SUPPLIED ENTRIES -
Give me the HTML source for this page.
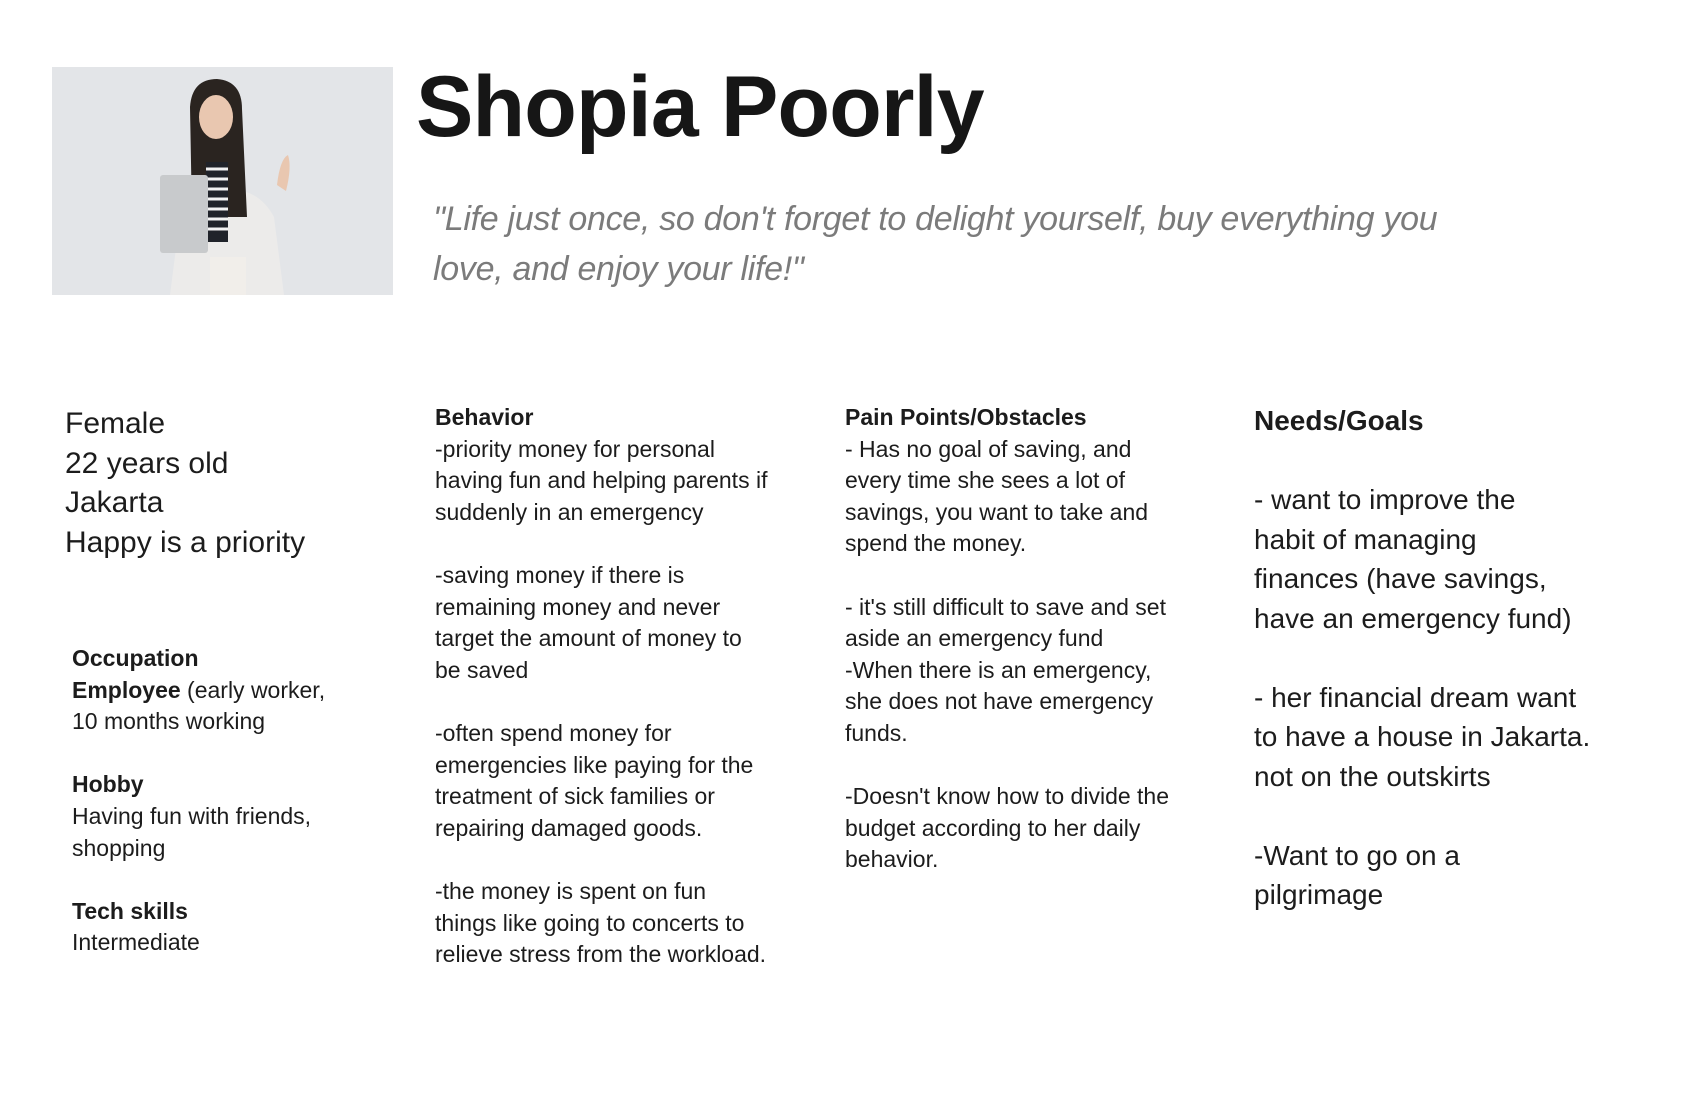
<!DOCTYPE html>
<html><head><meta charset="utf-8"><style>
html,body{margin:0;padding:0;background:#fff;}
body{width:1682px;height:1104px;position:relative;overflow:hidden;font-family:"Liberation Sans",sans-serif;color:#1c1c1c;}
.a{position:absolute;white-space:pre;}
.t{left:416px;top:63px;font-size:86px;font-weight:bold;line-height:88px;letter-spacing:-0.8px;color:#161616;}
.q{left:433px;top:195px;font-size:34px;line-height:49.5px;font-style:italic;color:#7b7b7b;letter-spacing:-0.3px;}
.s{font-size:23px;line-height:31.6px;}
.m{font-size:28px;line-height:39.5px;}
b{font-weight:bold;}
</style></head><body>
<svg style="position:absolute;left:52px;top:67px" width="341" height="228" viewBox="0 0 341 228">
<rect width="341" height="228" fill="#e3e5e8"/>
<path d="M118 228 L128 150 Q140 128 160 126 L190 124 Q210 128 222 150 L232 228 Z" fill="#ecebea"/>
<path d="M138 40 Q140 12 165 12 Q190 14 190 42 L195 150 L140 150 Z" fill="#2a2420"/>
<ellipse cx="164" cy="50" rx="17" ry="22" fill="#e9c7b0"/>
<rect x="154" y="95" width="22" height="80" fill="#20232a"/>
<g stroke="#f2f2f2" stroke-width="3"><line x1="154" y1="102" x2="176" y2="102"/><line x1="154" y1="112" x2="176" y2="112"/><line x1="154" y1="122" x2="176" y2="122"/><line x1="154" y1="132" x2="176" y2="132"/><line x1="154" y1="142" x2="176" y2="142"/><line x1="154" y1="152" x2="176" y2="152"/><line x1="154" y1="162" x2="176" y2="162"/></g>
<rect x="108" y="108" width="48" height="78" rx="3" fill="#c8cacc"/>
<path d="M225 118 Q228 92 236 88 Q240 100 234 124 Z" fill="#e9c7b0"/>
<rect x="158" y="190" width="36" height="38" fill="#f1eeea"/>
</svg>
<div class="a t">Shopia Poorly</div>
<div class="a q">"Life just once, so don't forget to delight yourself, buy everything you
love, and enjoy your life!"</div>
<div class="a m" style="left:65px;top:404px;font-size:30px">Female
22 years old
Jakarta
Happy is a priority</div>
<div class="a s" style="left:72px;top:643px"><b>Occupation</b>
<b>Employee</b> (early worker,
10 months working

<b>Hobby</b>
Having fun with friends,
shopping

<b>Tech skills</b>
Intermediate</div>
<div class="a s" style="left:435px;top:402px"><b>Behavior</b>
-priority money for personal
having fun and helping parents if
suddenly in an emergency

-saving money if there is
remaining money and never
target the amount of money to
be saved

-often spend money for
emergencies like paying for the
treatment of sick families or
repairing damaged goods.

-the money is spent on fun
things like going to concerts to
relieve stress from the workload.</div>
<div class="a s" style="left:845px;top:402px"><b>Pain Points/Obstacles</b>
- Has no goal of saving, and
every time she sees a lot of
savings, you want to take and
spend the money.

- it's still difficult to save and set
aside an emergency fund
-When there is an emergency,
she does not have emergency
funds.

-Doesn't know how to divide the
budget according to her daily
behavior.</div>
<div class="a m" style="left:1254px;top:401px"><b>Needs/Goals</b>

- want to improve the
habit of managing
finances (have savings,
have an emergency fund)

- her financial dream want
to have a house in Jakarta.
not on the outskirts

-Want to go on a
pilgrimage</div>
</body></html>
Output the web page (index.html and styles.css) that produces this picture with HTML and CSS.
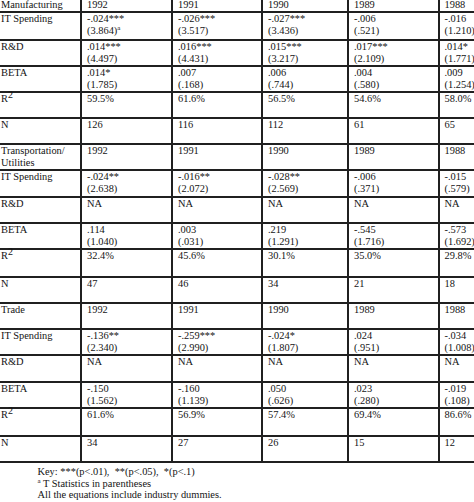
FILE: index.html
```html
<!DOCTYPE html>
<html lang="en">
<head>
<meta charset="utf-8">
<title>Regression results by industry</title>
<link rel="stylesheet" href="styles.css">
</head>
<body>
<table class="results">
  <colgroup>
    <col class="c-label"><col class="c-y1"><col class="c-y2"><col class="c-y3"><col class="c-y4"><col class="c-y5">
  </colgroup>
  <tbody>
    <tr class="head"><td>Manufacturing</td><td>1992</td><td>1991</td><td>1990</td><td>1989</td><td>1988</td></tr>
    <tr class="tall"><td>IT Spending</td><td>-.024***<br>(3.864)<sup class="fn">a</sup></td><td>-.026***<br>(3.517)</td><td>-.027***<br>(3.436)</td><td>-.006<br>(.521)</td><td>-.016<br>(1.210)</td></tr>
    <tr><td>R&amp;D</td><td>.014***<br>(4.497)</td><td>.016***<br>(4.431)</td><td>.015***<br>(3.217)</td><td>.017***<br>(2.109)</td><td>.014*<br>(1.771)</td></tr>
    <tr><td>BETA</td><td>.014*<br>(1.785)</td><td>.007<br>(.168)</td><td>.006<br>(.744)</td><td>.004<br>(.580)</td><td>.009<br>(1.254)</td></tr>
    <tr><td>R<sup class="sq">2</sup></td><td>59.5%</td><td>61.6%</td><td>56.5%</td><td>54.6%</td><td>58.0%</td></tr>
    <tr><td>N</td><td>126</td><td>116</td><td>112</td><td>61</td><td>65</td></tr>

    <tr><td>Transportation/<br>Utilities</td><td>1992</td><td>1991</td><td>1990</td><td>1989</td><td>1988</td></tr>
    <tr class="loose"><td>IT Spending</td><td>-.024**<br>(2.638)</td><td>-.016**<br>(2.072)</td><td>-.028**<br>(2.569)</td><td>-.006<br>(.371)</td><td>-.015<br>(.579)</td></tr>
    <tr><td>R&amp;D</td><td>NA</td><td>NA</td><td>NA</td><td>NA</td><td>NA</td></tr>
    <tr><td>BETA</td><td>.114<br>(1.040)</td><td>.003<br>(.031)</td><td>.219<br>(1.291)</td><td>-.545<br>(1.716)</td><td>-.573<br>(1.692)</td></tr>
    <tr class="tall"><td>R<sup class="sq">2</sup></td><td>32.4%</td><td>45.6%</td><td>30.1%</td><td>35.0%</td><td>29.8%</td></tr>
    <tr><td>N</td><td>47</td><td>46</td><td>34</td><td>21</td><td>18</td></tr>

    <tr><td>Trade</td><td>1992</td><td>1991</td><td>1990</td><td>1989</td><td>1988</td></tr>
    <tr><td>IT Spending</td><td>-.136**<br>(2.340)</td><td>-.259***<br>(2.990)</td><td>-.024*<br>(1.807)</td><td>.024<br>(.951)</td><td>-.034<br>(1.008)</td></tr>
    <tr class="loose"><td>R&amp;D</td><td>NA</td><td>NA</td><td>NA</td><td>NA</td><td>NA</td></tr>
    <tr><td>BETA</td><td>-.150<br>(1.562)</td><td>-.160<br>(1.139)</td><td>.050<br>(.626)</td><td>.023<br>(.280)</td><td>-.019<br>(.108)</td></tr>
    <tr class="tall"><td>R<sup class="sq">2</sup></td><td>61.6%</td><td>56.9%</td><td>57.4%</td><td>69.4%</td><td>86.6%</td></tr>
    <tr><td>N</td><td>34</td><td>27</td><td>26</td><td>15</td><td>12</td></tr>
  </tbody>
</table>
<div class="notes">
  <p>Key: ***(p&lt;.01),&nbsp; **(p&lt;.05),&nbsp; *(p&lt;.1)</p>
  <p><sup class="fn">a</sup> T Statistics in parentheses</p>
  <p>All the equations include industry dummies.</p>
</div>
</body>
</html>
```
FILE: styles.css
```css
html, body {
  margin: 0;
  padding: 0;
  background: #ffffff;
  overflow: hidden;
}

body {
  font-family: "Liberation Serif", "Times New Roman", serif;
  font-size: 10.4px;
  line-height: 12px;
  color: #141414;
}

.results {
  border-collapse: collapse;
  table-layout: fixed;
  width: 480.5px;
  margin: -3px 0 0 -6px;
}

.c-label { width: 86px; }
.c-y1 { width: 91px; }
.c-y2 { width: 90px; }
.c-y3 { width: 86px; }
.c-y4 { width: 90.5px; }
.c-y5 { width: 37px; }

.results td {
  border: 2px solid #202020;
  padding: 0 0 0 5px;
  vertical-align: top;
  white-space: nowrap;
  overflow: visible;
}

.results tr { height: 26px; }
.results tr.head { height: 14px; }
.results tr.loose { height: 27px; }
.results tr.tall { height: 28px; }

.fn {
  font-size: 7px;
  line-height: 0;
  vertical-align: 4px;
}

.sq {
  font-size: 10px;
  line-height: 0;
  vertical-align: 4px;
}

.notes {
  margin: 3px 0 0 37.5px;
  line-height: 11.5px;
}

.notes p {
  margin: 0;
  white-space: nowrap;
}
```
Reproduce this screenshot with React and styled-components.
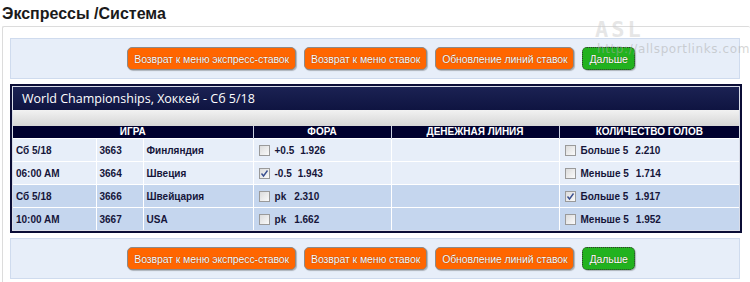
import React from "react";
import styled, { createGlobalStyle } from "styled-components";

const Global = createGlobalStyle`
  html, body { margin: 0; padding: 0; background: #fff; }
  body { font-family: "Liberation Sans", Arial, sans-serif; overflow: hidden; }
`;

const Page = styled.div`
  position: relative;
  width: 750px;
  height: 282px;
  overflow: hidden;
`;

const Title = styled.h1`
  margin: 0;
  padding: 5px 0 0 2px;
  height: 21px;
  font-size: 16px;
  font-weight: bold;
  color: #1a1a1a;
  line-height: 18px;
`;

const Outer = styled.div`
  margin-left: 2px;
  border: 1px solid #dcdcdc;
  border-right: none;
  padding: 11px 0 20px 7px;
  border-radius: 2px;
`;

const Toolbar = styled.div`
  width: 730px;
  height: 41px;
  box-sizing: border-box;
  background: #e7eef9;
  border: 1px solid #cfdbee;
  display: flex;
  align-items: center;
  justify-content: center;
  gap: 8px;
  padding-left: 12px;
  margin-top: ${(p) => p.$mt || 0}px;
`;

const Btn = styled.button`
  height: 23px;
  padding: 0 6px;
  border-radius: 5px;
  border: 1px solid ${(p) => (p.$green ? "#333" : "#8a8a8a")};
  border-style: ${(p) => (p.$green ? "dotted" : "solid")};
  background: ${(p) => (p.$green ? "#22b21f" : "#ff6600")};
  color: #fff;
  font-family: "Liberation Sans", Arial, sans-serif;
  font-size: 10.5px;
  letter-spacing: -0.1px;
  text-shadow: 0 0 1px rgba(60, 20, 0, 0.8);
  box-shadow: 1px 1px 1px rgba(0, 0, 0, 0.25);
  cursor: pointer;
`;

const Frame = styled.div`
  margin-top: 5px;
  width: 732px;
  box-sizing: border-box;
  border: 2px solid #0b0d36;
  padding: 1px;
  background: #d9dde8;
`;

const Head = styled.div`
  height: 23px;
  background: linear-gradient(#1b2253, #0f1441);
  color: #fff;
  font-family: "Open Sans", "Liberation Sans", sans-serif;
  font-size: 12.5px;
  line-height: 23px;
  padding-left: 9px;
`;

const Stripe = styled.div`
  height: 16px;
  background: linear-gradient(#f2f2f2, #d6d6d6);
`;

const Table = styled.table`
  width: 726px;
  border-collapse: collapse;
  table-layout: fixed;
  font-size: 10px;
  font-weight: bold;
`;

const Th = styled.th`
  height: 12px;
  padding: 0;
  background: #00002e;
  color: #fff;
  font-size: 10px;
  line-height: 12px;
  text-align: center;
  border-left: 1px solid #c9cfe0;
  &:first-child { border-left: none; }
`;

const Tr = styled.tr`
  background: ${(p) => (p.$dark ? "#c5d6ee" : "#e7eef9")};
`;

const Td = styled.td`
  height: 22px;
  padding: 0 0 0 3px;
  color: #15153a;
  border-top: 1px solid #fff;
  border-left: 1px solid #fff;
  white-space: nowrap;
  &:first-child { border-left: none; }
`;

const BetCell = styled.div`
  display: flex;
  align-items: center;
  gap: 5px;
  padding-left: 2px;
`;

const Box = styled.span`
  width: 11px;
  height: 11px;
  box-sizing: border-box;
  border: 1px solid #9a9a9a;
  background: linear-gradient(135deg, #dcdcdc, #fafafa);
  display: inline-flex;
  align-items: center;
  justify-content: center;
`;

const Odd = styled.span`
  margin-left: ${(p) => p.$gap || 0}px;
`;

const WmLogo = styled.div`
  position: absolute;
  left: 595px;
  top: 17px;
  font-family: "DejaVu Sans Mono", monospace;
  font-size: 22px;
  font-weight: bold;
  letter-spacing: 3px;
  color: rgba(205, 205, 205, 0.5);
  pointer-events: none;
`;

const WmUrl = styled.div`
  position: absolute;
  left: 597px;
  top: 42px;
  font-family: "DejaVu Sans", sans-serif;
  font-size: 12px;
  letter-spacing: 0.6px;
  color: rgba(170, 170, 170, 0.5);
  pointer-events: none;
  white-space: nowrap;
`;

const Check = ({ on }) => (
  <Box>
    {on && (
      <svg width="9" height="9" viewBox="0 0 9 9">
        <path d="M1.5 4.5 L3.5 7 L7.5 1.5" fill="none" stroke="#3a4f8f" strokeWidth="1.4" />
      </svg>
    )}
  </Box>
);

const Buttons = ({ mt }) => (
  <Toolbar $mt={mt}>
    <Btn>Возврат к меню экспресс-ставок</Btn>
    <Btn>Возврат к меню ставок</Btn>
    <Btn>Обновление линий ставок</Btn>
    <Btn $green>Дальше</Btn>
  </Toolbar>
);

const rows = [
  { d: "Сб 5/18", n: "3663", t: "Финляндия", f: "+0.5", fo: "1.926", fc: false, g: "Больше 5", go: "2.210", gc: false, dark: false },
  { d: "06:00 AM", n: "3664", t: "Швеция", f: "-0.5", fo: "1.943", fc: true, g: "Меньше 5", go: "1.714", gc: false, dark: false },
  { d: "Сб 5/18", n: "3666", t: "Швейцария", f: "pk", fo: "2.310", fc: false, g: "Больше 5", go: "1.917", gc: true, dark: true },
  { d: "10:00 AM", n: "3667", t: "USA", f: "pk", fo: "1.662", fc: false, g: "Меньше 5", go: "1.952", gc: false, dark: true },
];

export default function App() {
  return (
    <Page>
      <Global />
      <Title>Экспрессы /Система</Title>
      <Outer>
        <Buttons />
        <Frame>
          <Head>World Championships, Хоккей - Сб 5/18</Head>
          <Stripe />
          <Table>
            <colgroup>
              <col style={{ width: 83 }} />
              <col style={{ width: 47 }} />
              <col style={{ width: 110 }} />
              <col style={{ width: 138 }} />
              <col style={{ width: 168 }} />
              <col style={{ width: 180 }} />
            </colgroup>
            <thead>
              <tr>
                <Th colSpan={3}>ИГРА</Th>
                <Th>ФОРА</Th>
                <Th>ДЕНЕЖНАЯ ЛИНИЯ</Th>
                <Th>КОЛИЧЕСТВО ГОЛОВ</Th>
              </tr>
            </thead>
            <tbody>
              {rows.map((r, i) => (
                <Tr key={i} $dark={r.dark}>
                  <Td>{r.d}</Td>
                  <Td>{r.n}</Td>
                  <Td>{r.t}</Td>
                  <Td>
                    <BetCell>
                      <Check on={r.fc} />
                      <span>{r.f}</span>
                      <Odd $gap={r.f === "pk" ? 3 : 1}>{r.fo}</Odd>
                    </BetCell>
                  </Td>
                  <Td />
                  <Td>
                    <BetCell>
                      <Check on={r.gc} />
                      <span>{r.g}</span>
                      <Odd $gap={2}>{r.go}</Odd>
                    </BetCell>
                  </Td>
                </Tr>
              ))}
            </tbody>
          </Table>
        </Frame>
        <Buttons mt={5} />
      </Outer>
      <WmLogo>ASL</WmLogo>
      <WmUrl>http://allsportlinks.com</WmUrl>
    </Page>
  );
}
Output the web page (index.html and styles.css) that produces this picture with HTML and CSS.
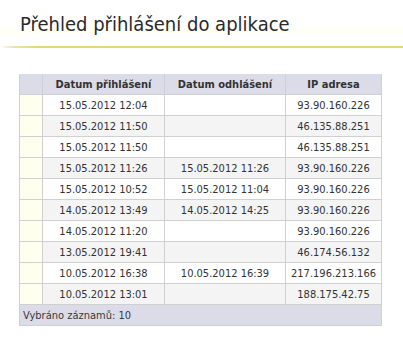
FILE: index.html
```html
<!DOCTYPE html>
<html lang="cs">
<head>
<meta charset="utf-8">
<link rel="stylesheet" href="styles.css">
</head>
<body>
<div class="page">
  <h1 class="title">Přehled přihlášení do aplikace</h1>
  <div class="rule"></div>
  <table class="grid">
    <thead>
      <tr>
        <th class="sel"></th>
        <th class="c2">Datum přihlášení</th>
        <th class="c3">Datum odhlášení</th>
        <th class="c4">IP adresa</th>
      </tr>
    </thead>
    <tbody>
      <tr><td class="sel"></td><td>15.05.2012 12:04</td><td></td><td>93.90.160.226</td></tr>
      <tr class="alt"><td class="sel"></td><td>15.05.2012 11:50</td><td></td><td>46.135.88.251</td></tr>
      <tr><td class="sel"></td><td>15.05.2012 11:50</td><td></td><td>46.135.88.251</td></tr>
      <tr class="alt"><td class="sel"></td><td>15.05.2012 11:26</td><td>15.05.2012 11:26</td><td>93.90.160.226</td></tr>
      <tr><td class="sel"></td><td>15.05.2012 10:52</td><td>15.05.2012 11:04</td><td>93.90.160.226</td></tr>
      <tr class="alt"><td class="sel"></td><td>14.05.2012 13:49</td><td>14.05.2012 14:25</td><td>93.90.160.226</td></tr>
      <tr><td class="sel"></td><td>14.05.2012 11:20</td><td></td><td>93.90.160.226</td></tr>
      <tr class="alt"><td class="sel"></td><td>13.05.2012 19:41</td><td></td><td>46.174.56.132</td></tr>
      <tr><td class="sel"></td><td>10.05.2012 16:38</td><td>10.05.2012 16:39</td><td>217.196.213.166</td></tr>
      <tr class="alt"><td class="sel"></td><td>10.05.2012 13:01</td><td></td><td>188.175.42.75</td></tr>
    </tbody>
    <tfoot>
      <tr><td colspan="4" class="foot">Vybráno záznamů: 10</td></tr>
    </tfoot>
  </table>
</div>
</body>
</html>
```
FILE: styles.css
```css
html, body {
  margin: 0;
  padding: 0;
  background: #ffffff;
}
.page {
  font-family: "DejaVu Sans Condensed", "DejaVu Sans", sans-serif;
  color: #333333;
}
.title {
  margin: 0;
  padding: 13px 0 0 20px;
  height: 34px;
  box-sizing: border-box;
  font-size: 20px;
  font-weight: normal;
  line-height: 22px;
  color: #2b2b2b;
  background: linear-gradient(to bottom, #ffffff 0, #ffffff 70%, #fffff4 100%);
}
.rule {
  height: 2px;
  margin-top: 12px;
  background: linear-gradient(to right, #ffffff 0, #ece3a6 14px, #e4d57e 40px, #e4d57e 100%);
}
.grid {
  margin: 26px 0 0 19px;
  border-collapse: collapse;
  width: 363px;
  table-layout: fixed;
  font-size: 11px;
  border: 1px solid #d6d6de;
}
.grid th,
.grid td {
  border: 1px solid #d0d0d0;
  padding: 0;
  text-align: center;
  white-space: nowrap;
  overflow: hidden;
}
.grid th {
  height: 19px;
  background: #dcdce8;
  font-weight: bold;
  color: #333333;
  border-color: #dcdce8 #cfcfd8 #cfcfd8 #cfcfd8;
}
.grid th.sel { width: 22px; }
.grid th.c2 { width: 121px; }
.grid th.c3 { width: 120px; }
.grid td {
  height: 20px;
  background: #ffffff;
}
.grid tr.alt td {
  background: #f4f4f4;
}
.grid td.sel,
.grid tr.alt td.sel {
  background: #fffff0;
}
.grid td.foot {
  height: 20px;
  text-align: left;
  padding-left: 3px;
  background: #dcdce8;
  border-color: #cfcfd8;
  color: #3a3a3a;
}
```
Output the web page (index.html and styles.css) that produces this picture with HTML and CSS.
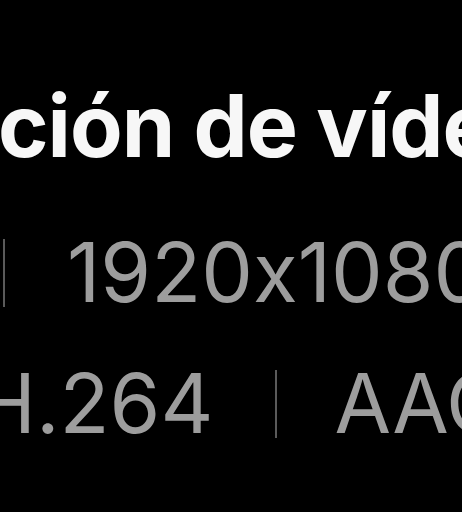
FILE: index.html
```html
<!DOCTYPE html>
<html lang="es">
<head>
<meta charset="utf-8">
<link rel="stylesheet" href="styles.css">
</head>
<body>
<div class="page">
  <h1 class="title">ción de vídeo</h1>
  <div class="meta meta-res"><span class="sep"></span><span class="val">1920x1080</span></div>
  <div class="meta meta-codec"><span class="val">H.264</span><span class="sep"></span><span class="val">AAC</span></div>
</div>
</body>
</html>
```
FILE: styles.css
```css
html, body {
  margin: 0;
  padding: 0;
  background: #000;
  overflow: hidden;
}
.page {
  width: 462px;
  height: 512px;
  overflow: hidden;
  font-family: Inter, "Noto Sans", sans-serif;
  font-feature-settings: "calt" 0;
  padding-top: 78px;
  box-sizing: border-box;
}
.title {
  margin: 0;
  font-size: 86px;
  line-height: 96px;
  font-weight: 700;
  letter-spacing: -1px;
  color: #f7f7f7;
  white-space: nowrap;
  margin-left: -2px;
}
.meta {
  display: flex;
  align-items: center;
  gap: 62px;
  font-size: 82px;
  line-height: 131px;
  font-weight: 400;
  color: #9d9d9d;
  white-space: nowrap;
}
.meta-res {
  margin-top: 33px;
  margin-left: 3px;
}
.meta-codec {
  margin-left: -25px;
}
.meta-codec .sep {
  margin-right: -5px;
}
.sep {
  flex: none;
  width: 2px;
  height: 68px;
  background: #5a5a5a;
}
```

WRITTEN EXERCISE - Across the material above, how many lines include the string "components"? Only the number is wanted.

CORRECT ANSWER - 2